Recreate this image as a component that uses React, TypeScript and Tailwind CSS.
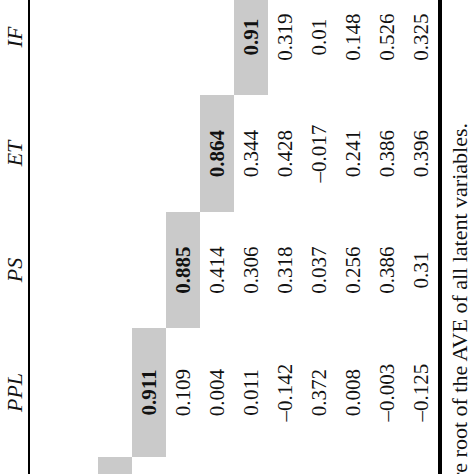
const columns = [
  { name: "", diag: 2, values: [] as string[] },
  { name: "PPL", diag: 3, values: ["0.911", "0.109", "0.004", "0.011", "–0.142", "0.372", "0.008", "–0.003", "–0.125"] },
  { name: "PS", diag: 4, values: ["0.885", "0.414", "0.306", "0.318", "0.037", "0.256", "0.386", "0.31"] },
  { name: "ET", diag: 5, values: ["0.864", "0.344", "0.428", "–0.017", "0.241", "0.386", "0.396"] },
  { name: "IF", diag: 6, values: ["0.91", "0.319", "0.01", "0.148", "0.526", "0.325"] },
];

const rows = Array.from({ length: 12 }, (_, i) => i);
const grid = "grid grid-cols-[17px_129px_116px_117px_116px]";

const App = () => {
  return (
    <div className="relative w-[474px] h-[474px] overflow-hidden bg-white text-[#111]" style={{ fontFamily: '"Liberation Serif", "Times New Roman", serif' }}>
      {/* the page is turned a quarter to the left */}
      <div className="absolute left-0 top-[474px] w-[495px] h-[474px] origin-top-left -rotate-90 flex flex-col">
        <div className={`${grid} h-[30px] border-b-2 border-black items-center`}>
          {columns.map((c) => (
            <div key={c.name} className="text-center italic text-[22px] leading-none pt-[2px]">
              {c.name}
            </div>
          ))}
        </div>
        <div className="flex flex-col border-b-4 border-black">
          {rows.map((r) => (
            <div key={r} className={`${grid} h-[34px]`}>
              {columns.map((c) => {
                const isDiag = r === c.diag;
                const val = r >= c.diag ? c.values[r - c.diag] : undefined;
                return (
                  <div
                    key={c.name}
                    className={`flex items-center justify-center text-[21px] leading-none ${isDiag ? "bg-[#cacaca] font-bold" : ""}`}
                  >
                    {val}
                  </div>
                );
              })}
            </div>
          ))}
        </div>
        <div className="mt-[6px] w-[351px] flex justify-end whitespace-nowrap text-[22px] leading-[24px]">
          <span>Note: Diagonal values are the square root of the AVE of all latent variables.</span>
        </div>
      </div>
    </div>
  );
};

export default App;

__What is expected__:
Omit each picture, then return all of the listing exactly as it stands.

__Answer to the task__:
Recreate this image as a component that uses React, TypeScript and Tailwind CSS.
const columns = [
  { name: "", diag: 2, values: [] as string[] },
  { name: "PPL", diag: 3, values: ["0.911", "0.109", "0.004", "0.011", "–0.142", "0.372", "0.008", "–0.003", "–0.125"] },
  { name: "PS", diag: 4, values: ["0.885", "0.414", "0.306", "0.318", "0.037", "0.256", "0.386", "0.31"] },
  { name: "ET", diag: 5, values: ["0.864", "0.344", "0.428", "–0.017", "0.241", "0.386", "0.396"] },
  { name: "IF", diag: 6, values: ["0.91", "0.319", "0.01", "0.148", "0.526", "0.325"] },
];

const rows = Array.from({ length: 12 }, (_, i) => i);
const grid = "grid grid-cols-[17px_129px_116px_117px_116px]";

const App = () => {
  return (
    <div className="relative w-[474px] h-[474px] overflow-hidden bg-white text-[#111]" style={{ fontFamily: '"Liberation Serif", "Times New Roman", serif' }}>
      {/* the page is turned a quarter to the left */}
      <div className="absolute left-0 top-[474px] w-[495px] h-[474px] origin-top-left -rotate-90 flex flex-col">
        <div className={`${grid} h-[30px] border-b-2 border-black items-center`}>
          {columns.map((c) => (
            <div key={c.name} className="text-center italic text-[22px] leading-none pt-[2px]">
              {c.name}
            </div>
          ))}
        </div>
        <div className="flex flex-col border-b-4 border-black">
          {rows.map((r) => (
            <div key={r} className={`${grid} h-[34px]`}>
              {columns.map((c) => {
                const isDiag = r === c.diag;
                const val = r >= c.diag ? c.values[r - c.diag] : undefined;
                return (
                  <div
                    key={c.name}
                    className={`flex items-center justify-center text-[21px] leading-none ${isDiag ? "bg-[#cacaca] font-bold" : ""}`}
                  >
                    {val}
                  </div>
                );
              })}
            </div>
          ))}
        </div>
        <div className="mt-[6px] w-[351px] flex justify-end whitespace-nowrap text-[22px] leading-[24px]">
          <span>Note: Diagonal values are the square root of the AVE of all latent variables.</span>
        </div>
      </div>
    </div>
  );
};

export default App;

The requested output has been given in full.